Some operators cannot be JIT compiled. For example, if the FFT above is a size not compatible with the cuFFTDx library or if MathDx is disabled
the expression will not be JIT compiled. To determine if an operator can be JIT compiled, use the matx::jit_supported(op) function:
auto my_op = (fft(b) + c);
if (matx::jit_supported(my_op)) {
printf("FFT is supported by JIT\n");
} else {
printf("FFT is not supported by JIT\n");
}
Even if the MathDx library supports a particular operation, other operators in the expression may prevent JIT compilation. For example:
auto my_op = (fftshift1D(fft(b)));
In this case the MathDx library requires at least 2 elements per thread for the FFT, but the fftshift1D operator requires
only 1 element per thread. Therefore, the entire expression cannot be JIT-compiled with CUDAJITExecutor. Use a normal
CUDAExecutor to run the same expression through the non-JIT path. Some of these restrictions may be relaxed in newer
versions of MatX or the MathDx library.
MathDx Compatibility#
Library |
Supported |
Notes |
|---|---|---|
cuBLASDx |
Yes |
Enabled via |
cuFFTDx |
Yes |
Enabled via |
cuSolverDx |
Partial |
Enabled via |
cuRANDDx |
Partial |
Enabled via |
Current Limitations#
CUDAJITExecutor only runs expressions that MatX can lower completely into one JIT kernel. All operators in the
expression must support CUDA JIT, and MathDx-backed operators must have compatible runtime launch requirements such as
block dimensions and shared-memory usage. Unsupported shapes, types, ranks, or incompatible MathDx launch requirements
are reported before launch instead of silently falling back inside CUDAJITExecutor.
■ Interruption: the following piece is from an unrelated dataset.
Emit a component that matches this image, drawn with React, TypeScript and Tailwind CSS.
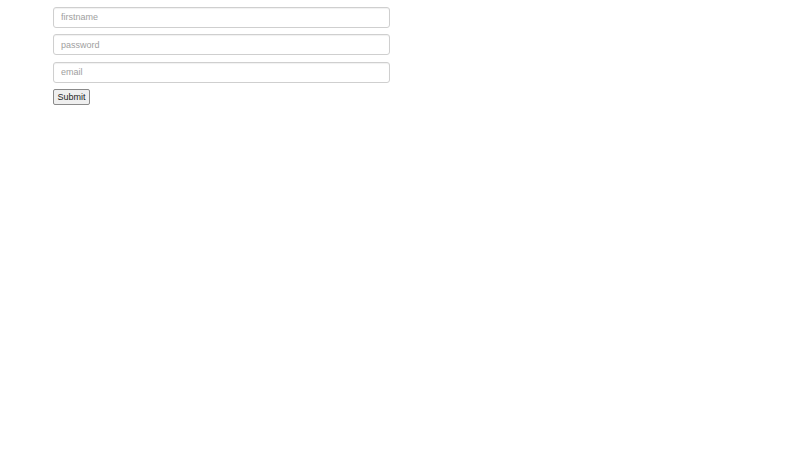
export default function App() {
  return (
    <div className="min-h-[450px] bg-white pl-[53px] pt-[6.5px] font-['Liberation_Sans',Arial,sans-serif]">
      <form className="flex w-[337px] flex-col items-start gap-[6.5px]" onSubmit={(e) => e.preventDefault()}>
        <input
          type="text"
          placeholder="firstname"
          className="h-[21px] w-full rounded-[3px] border border-[#cfcfcf] bg-white px-[7px] text-[9px] text-[#555] shadow-[inset_0_1px_1px_rgba(0,0,0,0.06)] outline-none placeholder:text-[#a0a0a0]"
        />
        <input
          type="password"
          placeholder="password"
          className="h-[21px] w-full rounded-[3px] border border-[#cfcfcf] bg-white px-[7px] text-[9px] text-[#555] shadow-[inset_0_1px_1px_rgba(0,0,0,0.06)] outline-none placeholder:text-[#a0a0a0]"
        />
        <input
          type="email"
          placeholder="email"
          className="h-[21px] w-full rounded-[3px] border border-[#cfcfcf] bg-white px-[7px] text-[9px] text-[#555] shadow-[inset_0_1px_1px_rgba(0,0,0,0.06)] outline-none placeholder:text-[#a0a0a0]"
        />
        <button
          type="submit"
          className="block h-[16px] w-[37px] rounded-[2px] border border-[#8a8a8a] bg-[#efefef] p-0 text-[9px] leading-none text-[#222]"
        >
          Submit
        </button>
      </form>
    </div>
  );
}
For multi-output solvers, CUDA JIT fusion is exposed through lazy projection members rather than through the
mtie assignment form. Only the projection outputs referenced by the expression are generated by the JIT path.
For example, using qr_econ(A).R does not run the ungqr step needed only to form Q, and using eigenvalues
without eigenvectors selects the no-vectors cuSolverDx job.
The normal non-JIT CUDA, host, and library-backed execution paths remain available for operations that are not currently supported by CUDA JIT fusion.